Europe is afflicted with the worst economic catastrophe since the second world war. Half the young people of the Mediterranean basin are reportedly out of work. Roughly 15% of productive capacity stands idle. Nation states are saddled with debts they cannot possibly repay. Austerity policies make the debts worse as they stifle growth. Economics is in intellectual lockdown.

Enter Britain's official opposition, in the form of shadow chancellor Ed Balls. This is surely his moment to make his mark on the continental stage. Labour's forebears fought the Great Depression. They pilloried the "bankers' ramp" that imprisoned MacDonald and Snowden in 1931. They cheered Keynes and swore that never again would productive capacity be subservient to financial greed.

What would Balls do in his speech on Monday? The answer is he joined the bankers' ramp. He agreed with George Osborne that the central pillar of coalition economic policy should be to cut the deficit, and with no compensating stimulus to economic activity. His only relief was the newest legal high, "infrastructure spending", which in the short term merely tips fees into the pockets of consultants. Balls is austerity-lite.

Everywhere but in London and Berlin, the policy of austerity has lost all credibility. The IMF's Christine Lagarde screams at Europe's central bankers to "do their homework" and return to growth. The US treasury pleads that "strengthening European demand is the most important immediate imperative". Rulers from Italy and Spain to France and the Netherlands are abandoning austerity and girding themselves to counter-cyclical spending.

People in work repay debt, not people out of work. A policy that forestalls its own objective must be stupid. State deficits may need reducing but, as Keynes said, the time for that is expansion not recession. For Osborne and Balls to focus on the deficit just now is like a doctor worrying about a chilblain when the leg has gangrene.

Balls seems trapped in a conviction that growth results fiscally from public spending or, at present, from quantitative easing. Since the first is balked by the obstacle of deficit reduction, emphasis has turned to the second. But this has been confined to printing and giving money to banks – currently to the tune of £375bn.
Interest rates have fallen to near zero, but QE has merely inflated the stock market. High streets are still depressed, with collapsing sales, falling orders and local banks understandably refusing to lend to businesses. With no extra demand, private investment has stalled. The failure of coalition monetary policy glares out from every boarded-up shop.
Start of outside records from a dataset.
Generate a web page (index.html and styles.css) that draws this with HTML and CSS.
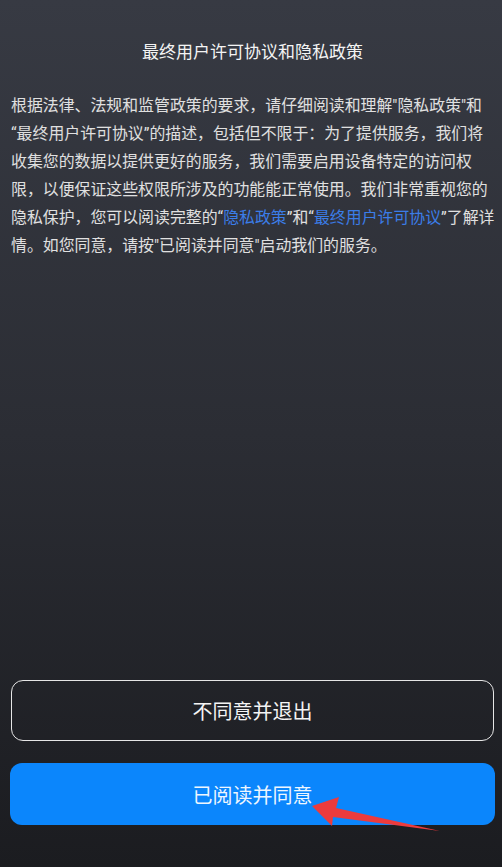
FILE: index.html
```html
<!DOCTYPE html>
<html lang="zh-CN">
<head>
  <meta charset="UTF-8" />
  <title>最终用户许可协议和隐私政策</title>
  <link rel="stylesheet" href="styles.css">
</head>
<body>
  <div class="page">
    <h1 class="titulo">最终用户许可协议和隐私政策</h1>
    <p class="texto">
      根据法律、法规和监管政策的要求，请仔细阅读和理解"隐私政策"和<br>
      “最终用户许可协议”的描述，包括但不限于：为了提供服务，我们将<br>
      收集您的数据以提供更好的服务，我们需要启用设备特定的访问权<br>
      限，以便保证这些权限所涉及的功能能正常使用。我们非常重视您的<br>
      隐私保护，您可以阅读完整的“<a href="#" class="link">隐私政策</a>”和“<a href="#" class="link">最终用户许可协议</a>”了解详<br>
      情。如您同意，请按"已阅读并同意"启动我们的服务。
    </p>

    <div class="botoes">
      <button class="btn btn-recusar">不同意并退出</button>
      <button class="btn btn-aceitar">已阅读并同意</button>
    </div>

    <svg class="seta" width="140" height="40" viewBox="0 0 140 40">
      <polygon points="2,10 29,1 26,12 130,35 23,21 22,30" fill="#ec3b3d"/>
    </svg>
  </div>
</body>
</html>
```

FILE: styles.css
```css
html, body {
  margin: 0;
  padding: 0;
}
body {
  font-family: Roboto, "Noto Sans CJK SC", sans-serif;
  background: linear-gradient(180deg, #373a43 0%, #2b2d34 50%, #1b1c20 100%);
  color: #e0e0e0;
}
.page {
  position: relative;
  height: 867px;
  display: flex;
  flex-direction: column;
  box-sizing: border-box;
  padding: 40px 7px 42px 10px;
}
.titulo {
  margin: 0;
  font-size: 17px;
  font-weight: normal;
  line-height: 24px;
  text-align: center;
  color: #f4f4f4;
}
.texto {
  margin: 28px 0 0 1px;
  font-size: 15.9px;
  line-height: 28px;
  white-space: nowrap;
}
.link {
  color: #3b7de8;
  text-decoration: none;
}
.botoes {
  margin-top: auto;
  display: flex;
  flex-direction: column;
  gap: 22px;
}
.btn {
  font-family: Roboto, "Noto Sans CJK SC", sans-serif;
  font-size: 20px;
  border-radius: 12px;
  cursor: pointer;
}
.btn-recusar {
  height: 61px;
  margin: 0 1px;
  background: transparent;
  color: #f4f4f4;
  border: 1.5px solid #e6e6e6;
}
.btn-aceitar {
  height: 62px;
  background-color: #0b86fc;
  color: #eef6ff;
  border: none;
}
.seta {
  position: absolute;
  left: 310px;
  top: 796px;
}
```
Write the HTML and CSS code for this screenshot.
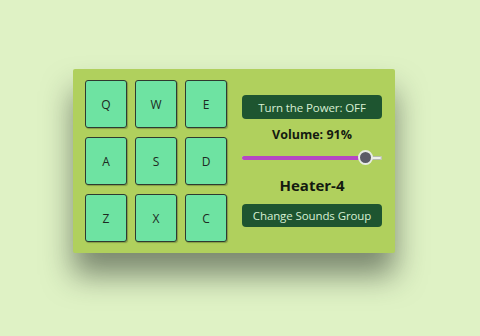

Unease with this policy is growing, not just from outspoken voices such as the economists Adam Posen, David Blanchflower and Lord Turner, but also from the new Bank of England governor, Mark Carney. But even they have their eyes fixed on investment, not demand. The idea that growth can be stimulated by borrowing and building is simply not working – be it houses, airports, high-speed trains or defence projects.
What the economy needs is "people's investment", money in circulation, consumer spending in the high street. Keynes said it. Friedman said it. Why is Labour not its champion? If the government can print billions for the banks, why not for the public? Why not write off or write down personal mortgages to ease the housing market, liberate so-called zombie households and businesses and promote labour mobility? Why not introduce mass scrappage schemes, cash aid to startups, handouts to families and pensioners? Don't borrow it. Just print the money and hand it out to make people spend it.

The textbooks say this will lead to inflation and moral decay. But money given to banks has not led to inflation – and when did Balls last talk of bankers' morality? The British economy has so much unemployed capacity that inflation is hardly an issue. Besides, inflation is a good way to cut debt. As Blanchflower wrote in the Guardian: "Five or six years of 5% inflation does the job nicely … and we don't have to go through this austerity nonsense."

When firms go bankrupt, their creditors lose their money, but staff and assets can be reused for future growth. Europe has no law of sovereign bankruptcy. Debts are forever. Greece and Spain seem doomed to being "debt colonies", their workers' surplus value channelled into paying everlasting interest.

Balls is as mesmerised by the new bankers' ramp as Osborne. He is not campaigning for a European treaty on sovereign debt restructuring, like Argentina's and Iceland and saved the day in Cyprus's. He is not championing monetary reflation. His proposals this week were driven by a desire to seem macho to the electorate, with cuts in fuel allowance, welfare, police and schools. His one demand-led measure, a temporary cut in VAT, was hardly radical.

I supported Thatcher's monetarism. At a time of high inflation and inflexible labour markets it made sense to curb money supply – and Thatcher never reduced public spending overall. The boot is now on the other foot. Britain is suffering an acute liquidity famine. To starve the economy of money and demand at such a time is lunacy.

Britain's political class, Balls included, remains in thrall to banking ideology. If bankers think austerity is good for the nation's soul, Osborne and Balls will agree. They are talking not economics but redemptive theology. Present and future generations must apparently pay for the sins of their fathers, with no hope of release, however daft the policy.

This is cruel rubbish. History has given the Labour party a golden opportunity to return to its principles and redefine the economic leadership of Europe. Balls has fumbled it.